The Prestige Squeeze – is your masters a differentiator or just a debt?

Is your masters

For many years, the Gold Standard of UK higher education was simple: get into the highest-tariff university possible, move away from home, and the brand name on your CV would do the heavy lifting.

Those days are gone.

Last month’s UCAS end-of-cycle data laid bare the shifting landscape from an undergraduate perspective. High tariff, “elite” universities are opening their doors wider than ever to maintain their numbers, creating what I would term a Prestige Squeeze.

If you are currently weighing up a masters degree, you therefore need to ask: is that elite brand still the career launchpad that it used to be?  Or, has the ROI shifted towards something more practical?

When "elite" becomes the new baseline

So, we’ve established that top-tier institutions are aggressively recruiting, often at the expense of mid-to-lower-tier institutions. On the surface, this sounds great for you, as it’s now easier to get a "big name" on your CV.

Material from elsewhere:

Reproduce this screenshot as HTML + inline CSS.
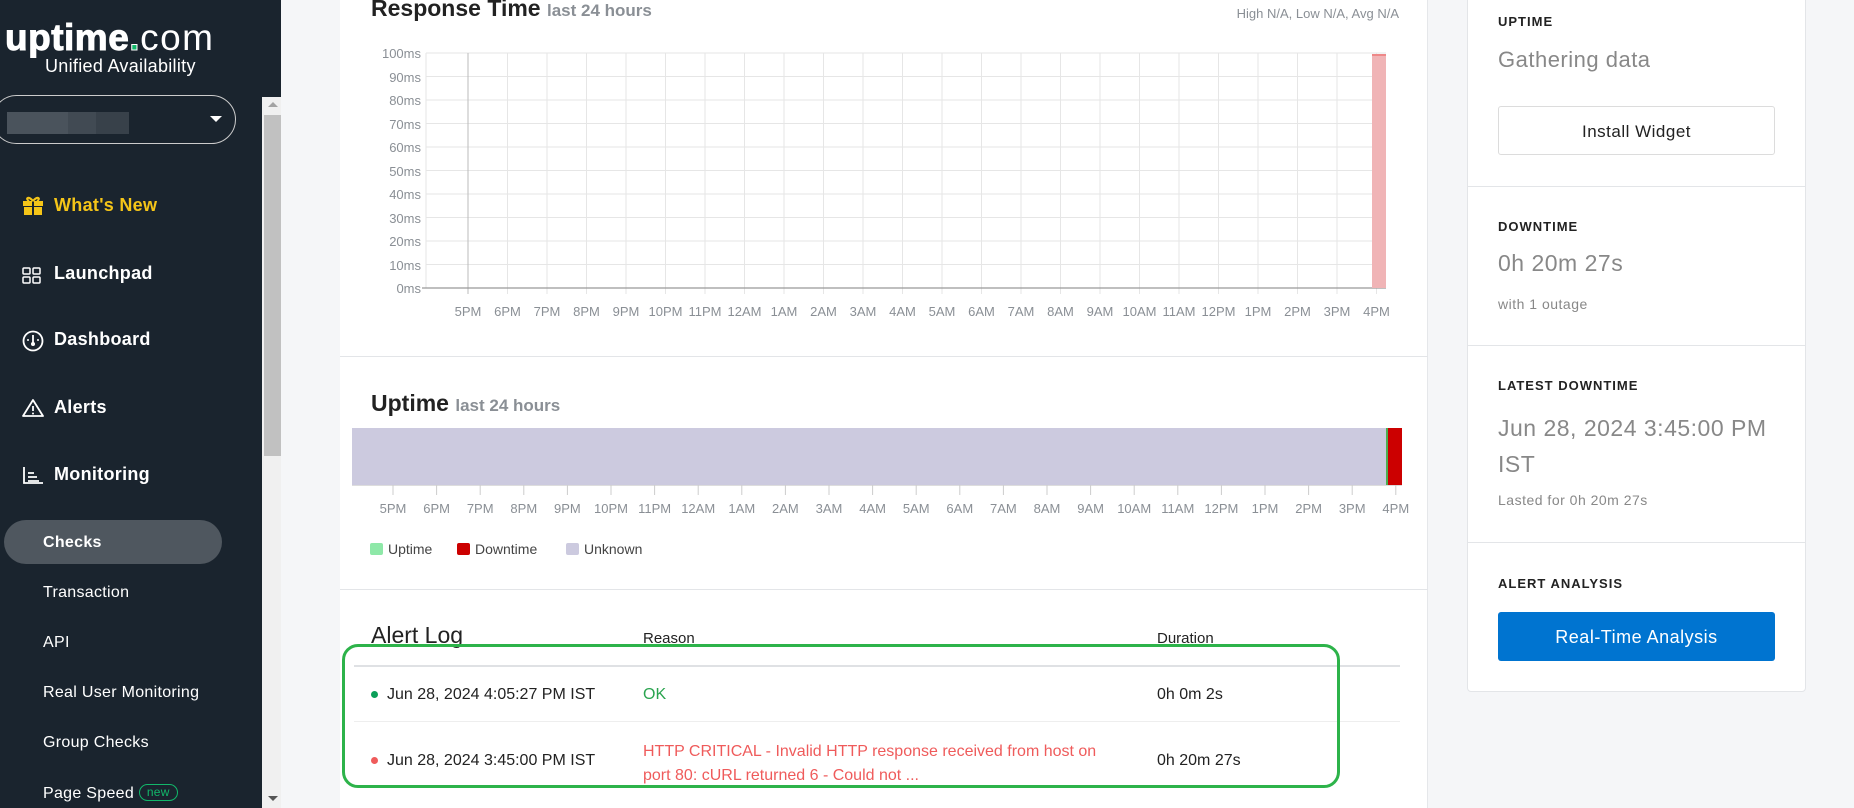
<!DOCTYPE html>
<html><head><meta charset="utf-8"><style>
*{margin:0;padding:0;box-sizing:border-box}
body{width:1854px;height:808px;overflow:hidden;background:#f5f6f8;font-family:"Liberation Sans",sans-serif;position:relative}
.a{position:absolute;white-space:nowrap}
#sb{position:absolute;left:0;top:0;width:281px;height:808px;background:#1a242e}
.nav{position:absolute;left:54px;color:#fff;font-size:18px;font-weight:bold;letter-spacing:.3px}
.sub{position:absolute;left:43px;color:#fff;font-size:16px;letter-spacing:.3px}
.ic{position:absolute;left:22px}
.n{font-family:"Liberation Sans Narrow","Liberation Sans",sans-serif}
.rc{color:#222;font-size:13px;font-weight:bold;letter-spacing:1px;left:1498px}
.rv{color:#888;font-size:23px;left:1498px;letter-spacing:.5px}
.rs{color:#888;font-size:14px;left:1498px;letter-spacing:.5px}
</style></head><body>
<div id="sb">
 <div class="a" style="left:5px;top:18px;color:#fff;font-size:37px;line-height:40px;font-weight:900;letter-spacing:0.5px;-webkit-text-stroke:1px #fff">uptime<span style="color:#12b76a">.</span><span style="font-weight:normal;-webkit-text-stroke:0;letter-spacing:1.5px">com</span></div>
 <div class="a" style="left:45px;top:56px;color:#fff;font-size:18px;letter-spacing:.3px">Unified Availability</div>
 <div class="a" style="left:-8px;top:95px;width:244px;height:49px;border:1px solid #ccc;border-radius:25px"></div>
 <div class="a" style="left:7px;top:112px;width:61px;height:22px;background:#4a535c"></div>
 <div class="a" style="left:68px;top:112px;width:28px;height:22px;background:#414a53"></div>
 <div class="a" style="left:96px;top:112px;width:33px;height:22px;background:#38414a"></div>
 <div class="a" style="left:210px;top:116px;width:0;height:0;border-left:6px solid transparent;border-right:6px solid transparent;border-top:6px solid #fff"></div>
 <div class="a" style="left:262px;top:97px;width:19px;height:711px;background:#f0f0f0"></div>
 <div class="a" style="left:264px;top:115px;width:17px;height:341px;background:#c1c1c1"></div>
 <div class="a" style="left:268px;top:102px;border-left:5px solid transparent;border-right:5px solid transparent;border-bottom:5px solid #a3a3a3"></div>
 <div class="a" style="left:268px;top:796px;border-left:5px solid transparent;border-right:5px solid transparent;border-top:5px solid #555"></div>
 <svg class="ic" style="top:195px" width="22" height="20" viewBox="0 0 22 20"><rect x="1" y="6" width="20" height="5" fill="#f5c518"/><rect x="2" y="12" width="18" height="8" fill="#f5c518"/><rect x="10" y="6" width="2" height="14" fill="#1a242e"/><path d="M11 6 C6 0 3 4 7 6 M11 6 C16 0 19 4 15 6" stroke="#f5c518" stroke-width="2" fill="none"/></svg>
 <div class="nav" style="top:195px;color:#f5c518">What's New</div>
 <svg class="ic" style="top:266px" width="20" height="20"><g fill="none" stroke="#fff" stroke-width="1.5"><rect x="1" y="2" width="7" height="6" rx="1"/><rect x="11" y="2" width="7" height="6" rx="1"/><rect x="1" y="11" width="7" height="6" rx="1"/><rect x="11" y="11" width="7" height="6" rx="1"/></g></svg>
 <div class="nav" style="top:263px">Launchpad</div>
 <svg class="ic" style="top:330px" width="22" height="22"><circle cx="11" cy="11" r="9.5" fill="none" stroke="#fff" stroke-width="1.8"/><path d="M11 5v8" stroke="#fff" stroke-width="1.8"/><circle cx="11" cy="14" r="2" fill="#fff"/><circle cx="6" cy="10" r="1" fill="#fff"/><circle cx="16" cy="10" r="1" fill="#fff"/></svg>
 <div class="nav" style="top:329px">Dashboard</div>
 <svg class="ic" style="top:398px" width="22" height="20"><path d="M11 2 L21 18 H1 Z" fill="none" stroke="#fff" stroke-width="1.8" stroke-linejoin="round"/><path d="M11 8v5" stroke="#fff" stroke-width="1.8"/><circle cx="11" cy="15.5" r="1" fill="#fff"/></svg>
 <div class="nav" style="top:397px">Alerts</div>
 <svg class="ic" style="top:465px" width="22" height="20"><path d="M2 2v16h19M6 8h6M6 12h9M6 16h11" stroke="#fff" stroke-width="1.8" fill="none"/></svg>
 <div class="nav" style="top:464px">Monitoring</div>
 <div class="a" style="left:4px;top:520px;width:218px;height:44px;border-radius:22px;background:#4f575f"></div>
 <div class="sub" style="top:534px;font-weight:bold">Checks</div>
 <div class="sub" style="top:584px">Transaction</div>
 <div class="sub" style="top:634px">API</div>
 <div class="sub" style="top:684px">Real User Monitoring</div>
 <div class="sub" style="top:734px">Group Checks</div>
 <div class="sub" style="top:784px">Page Speed <span style="display:inline-block;border:1px solid #12b76a;color:#12b76a;border-radius:10px;font-size:12px;padding:0 7px;line-height:15px;vertical-align:2px">new</span></div>
</div>

<div class="a" style="left:340px;top:0;width:1088px;height:808px;background:#fff;border-right:1px solid #e5e7ea"></div>
<div class="a" style="left:340px;top:356px;width:1088px;height:1px;background:#e3e5e8"></div>
<div class="a" style="left:340px;top:589px;width:1088px;height:1px;background:#e3e5e8"></div>

<div class="a n" style="left:371px;top:-5px;font-size:23px;font-weight:bold;color:#222">Response Time <span style="font-size:17px;color:#8a8f95">last 24 hours</span></div>
<div class="a n" style="right:455px;top:6px;font-size:13px;color:#8a8f95">High N/A, Low N/A, Avg N/A</div>

<svg class="a" style="left:0;top:0" width="1854" height="808" font-family="Liberation Sans Narrow, Liberation Sans, sans-serif" font-size="13" fill="#8a8f95">
<g stroke="#e6e6e6" stroke-width="1">
<path d="M426 53H1386M426 76.5H1386M426 100H1386M426 123.5H1386M426 147H1386M426 170.5H1386M426 194H1386M426 217.5H1386M426 241H1386M426 264.5H1386"/>
<path d="M507.5 53V294M547 53V294M586.5 53V294M626 53V294M665.5 53V294M705 53V294M744.5 53V294M784 53V294M823.5 53V294M863 53V294M902.5 53V294M942 53V294M981.5 53V294M1021 53V294M1060.5 53V294M1100 53V294M1139.5 53V294M1179 53V294M1218.5 53V294M1258 53V294M1297.5 53V294M1337 53V294M1376.5 53V294M426 53V288"/>
</g>
<path d="M468 53V294" stroke="#bbb"/>
<path d="M422 288H1386" stroke="#999" stroke-width="1.2"/>
<rect x="1372" y="54" width="14" height="234" fill="#f0b4b6"/>
<rect x="1372" y="54" width="14" height="2" fill="#e88"/>
<g text-anchor="end">
<text x="421" y="58">100ms</text><text x="421" y="82">90ms</text><text x="421" y="105">80ms</text><text x="421" y="129">70ms</text><text x="421" y="152">60ms</text><text x="421" y="176">50ms</text><text x="421" y="199">40ms</text><text x="421" y="223">30ms</text><text x="421" y="246">20ms</text><text x="421" y="270">10ms</text><text x="421" y="293">0ms</text>
</g>
<g text-anchor="middle">
<text x="468" y="316">5PM</text><text x="507.5" y="316">6PM</text><text x="547" y="316">7PM</text><text x="586.5" y="316">8PM</text><text x="626" y="316">9PM</text><text x="665.5" y="316">10PM</text><text x="705" y="316">11PM</text><text x="744.5" y="316">12AM</text><text x="784" y="316">1AM</text><text x="823.5" y="316">2AM</text><text x="863" y="316">3AM</text><text x="902.5" y="316">4AM</text><text x="942" y="316">5AM</text><text x="981.5" y="316">6AM</text><text x="1021" y="316">7AM</text><text x="1060.5" y="316">8AM</text><text x="1100" y="316">9AM</text><text x="1139.5" y="316">10AM</text><text x="1179" y="316">11AM</text><text x="1218.5" y="316">12PM</text><text x="1258" y="316">1PM</text><text x="1297.5" y="316">2PM</text><text x="1337" y="316">3PM</text><text x="1376.5" y="316">4PM</text>
</g>
<rect x="352" y="428" width="1035" height="57" fill="#cccadf"/>
<rect x="1386" y="428" width="2" height="57" fill="#4caf50"/>
<rect x="1388" y="428" width="14" height="57" fill="#cc0000"/>
<path d="M352 485.5H1402" stroke="#ddd"/>
<g stroke="#ccc"><path d="M393 485V495M436.6 485V495M480.2 485V495M523.8 485V495M567.4 485V495M611 485V495M654.6 485V495M698.2 485V495M741.8 485V495M785.4 485V495M829 485V495M872.6 485V495M916.2 485V495M959.8 485V495M1003.4 485V495M1047 485V495M1090.6 485V495M1134.2 485V495M1177.8 485V495M1221.4 485V495M1265 485V495M1308.6 485V495M1352.2 485V495M1395.8 485V495"/></g>
<g text-anchor="middle">
<text x="393" y="513">5PM</text><text x="436.6" y="513">6PM</text><text x="480.2" y="513">7PM</text><text x="523.8" y="513">8PM</text><text x="567.4" y="513">9PM</text><text x="611" y="513">10PM</text><text x="654.6" y="513">11PM</text><text x="698.2" y="513">12AM</text><text x="741.8" y="513">1AM</text><text x="785.4" y="513">2AM</text><text x="829" y="513">3AM</text><text x="872.6" y="513">4AM</text><text x="916.2" y="513">5AM</text><text x="959.8" y="513">6AM</text><text x="1003.4" y="513">7AM</text><text x="1047" y="513">8AM</text><text x="1090.6" y="513">9AM</text><text x="1134.2" y="513">10AM</text><text x="1177.8" y="513">11AM</text><text x="1221.4" y="513">12PM</text><text x="1265" y="513">1PM</text><text x="1308.6" y="513">2PM</text><text x="1352.2" y="513">3PM</text><text x="1395.8" y="513">4PM</text>
</g>
<rect x="370" y="543" width="13" height="12" rx="2" fill="#8ee8a8"/><text x="388" y="554" fill="#444" font-size="14">Uptime</text>
<rect x="457" y="543" width="13" height="12" rx="2" fill="#cc0000"/><text x="475" y="554" fill="#444" font-size="14">Downtime</text>
<rect x="566" y="543" width="13" height="12" rx="2" fill="#cccadf"/><text x="584" y="554" fill="#444" font-size="14">Unknown</text>
</svg>

<div class="a n" style="left:371px;top:390px;font-size:23px;font-weight:bold;color:#222">Uptime <span style="font-size:17px;color:#8a8f95">last 24 hours</span></div>

<div class="a n" style="left:371px;top:622px;font-size:23px;color:#222">Alert Log</div>
<div class="a n" style="left:643px;top:630px;font-size:15px;color:#222">Reason</div>
<div class="a n" style="left:1157px;top:630px;font-size:15px;color:#222">Duration</div>
<div class="a" style="left:354px;top:665px;width:1046px;height:2px;background:#dfe1e4"></div>
<div class="a" style="left:354px;top:721px;width:1046px;height:1px;background:#eee"></div>
<div class="a" style="left:371px;top:691px;width:7px;height:7px;border-radius:50%;background:#0a9f58"></div>
<div class="a n" style="left:387px;top:686px;font-size:16px;color:#222">Jun 28, 2024 4:05:27 PM IST</div>
<div class="a n" style="left:643px;top:686px;font-size:16px;color:#2aa44f">OK</div>
<div class="a n" style="left:1157px;top:686px;font-size:16px;color:#222">0h 0m 2s</div>
<div class="a" style="left:371px;top:757px;width:7px;height:7px;border-radius:50%;background:#ef5b5b"></div>
<div class="a n" style="left:387px;top:752px;font-size:16px;color:#222">Jun 28, 2024 3:45:00 PM IST</div>
<div class="a n" style="left:643px;top:740px;font-size:16px;color:#ef5b5b;line-height:24px">HTTP CRITICAL - Invalid HTTP response received from host on<br>port 80: cURL returned 6 - Could not ...</div>
<div class="a n" style="left:1157px;top:752px;font-size:16px;color:#222">0h 20m 27s</div>
<div class="a" style="left:342px;top:644px;width:998px;height:144px;border:3.5px solid #2db34a;border-radius:16px"></div>

<div class="a" style="left:1467px;top:-5px;width:339px;height:697px;background:#fff;border:1px solid #e3e5e8;border-radius:4px"></div>
<div class="a" style="left:1467px;top:186px;width:339px;height:1px;background:#e3e5e8"></div>
<div class="a" style="left:1467px;top:345px;width:339px;height:1px;background:#e3e5e8"></div>
<div class="a" style="left:1467px;top:542px;width:339px;height:1px;background:#e3e5e8"></div>
<div class="a rc" style="top:14px">UPTIME</div>
<div class="a rv" style="top:47px;font-size:22px">Gathering data</div>
<div class="a" style="left:1498px;top:106px;width:277px;height:49px;border:1px solid #dcdcdc;border-radius:3px;text-align:center;line-height:49px;font-size:17px;color:#222;letter-spacing:.5px">Install Widget</div>
<div class="a rc" style="top:219px">DOWNTIME</div>
<div class="a rv" style="top:250px">0h 20m 27s</div>
<div class="a rs" style="top:296px">with 1 outage</div>
<div class="a rc" style="top:378px">LATEST DOWNTIME</div>
<div class="a rv" style="top:410px;line-height:36px">Jun 28, 2024 3:45:00 PM<br>IST</div>
<div class="a rs" style="top:492px">Lasted for 0h 20m 27s</div>
<div class="a rc" style="top:576px">ALERT ANALYSIS</div>
<div class="a" style="left:1498px;top:612px;width:277px;height:49px;background:#0074d0;border-radius:3px;text-align:center;line-height:50px;font-size:18px;color:#fff;letter-spacing:.5px">Real-Time Analysis</div>
</body></html>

However, there is a hidden catch. When the "elite" pool expands, the brand itself can become diluted. If everyone in the interview waiting room has a degree from a top-20 university, that brand name is no longer your competitive advantage, it’s just the baseline.

The takeaway for PG students is this: Don't simply choose a masters based on a league table. Look for the things that really matter to you, whether these may be the specific industry links, lab access or placement opportunities that a university offers beyond its name and perceived brand equity.

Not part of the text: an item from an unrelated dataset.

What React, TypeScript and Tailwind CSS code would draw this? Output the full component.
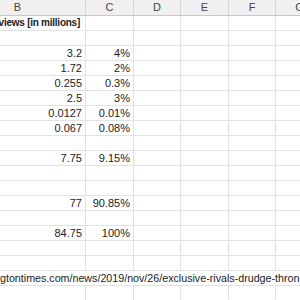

The rise of the “Smart Commuter” masters

This is where we have to talk about the Home Truths of 2026. Last year, we saw a record 31% of UK 18-year-olds choosing to live at home. As a prospective postgraduate student, you should view this commuter model not as a compromise, but as a strategic advantage:

● The Debt Swap: By choosing a high-quality local university or a robust online/hybrid mode of study, you are effectively trading off high rent and living expenses for increased career capital. That saved money is better spent on professional development or industry networking.

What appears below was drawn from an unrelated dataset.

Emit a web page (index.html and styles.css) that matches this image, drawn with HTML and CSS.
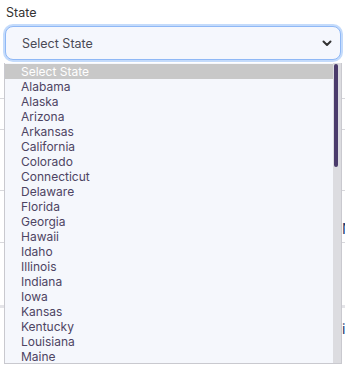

● Regional Networking: If you plan to work in a specific city, doing your masters at a university with deep ties to that city’s employers is often more valuable than a prestigious degree from a city hundreds of miles away.

If staying local allows you to maintain your professional network or a part-time job in your field, that “work-study” combination will almost always beat a "prestige-only" degree in the eyes of a recruiter.

Radical transparency – be a savvy consumer

In the undergraduate world, universities are finally being forced to be transparent about costs and outcomes. You should demand the same. Before you sign that postgraduate loan agreement, ask the uncomfortable questions, such as:

● What is the Portfolio Value? Will I leave with a project, a certification, or a network that I didn't have before?

● What is the Local Premium? Does this university have an “in” with regional industry leaders?

● Is this a Badge or a Blueprint? Is the course designed to look good in a prospectus, or is it a genuine bridge to a modern-day job market that values capabilities over credentials?

If a representative from your shortlisted university is unable to answer these kinds of questions to your satisfaction, you might consider looking elsewhere.

Shifting from status to strategy

It seems that the prestige drawbridge is down, yet the cost-of-living pressure is only going in the opposite direction. The most successful postgraduate students this year, and indeed beyond, won't be those who simply chase the biggest brand. They will be the ones who choose the degree that acts as a functional blueprint for their specific career goals, regardless of whether they study from their childhood bedroom or a historic campus.

Joe Etchells – Anything is PossibleAuthor’s bio: Joe Etchells is a Higher Education Specialist and Business Director at Anything is Possible.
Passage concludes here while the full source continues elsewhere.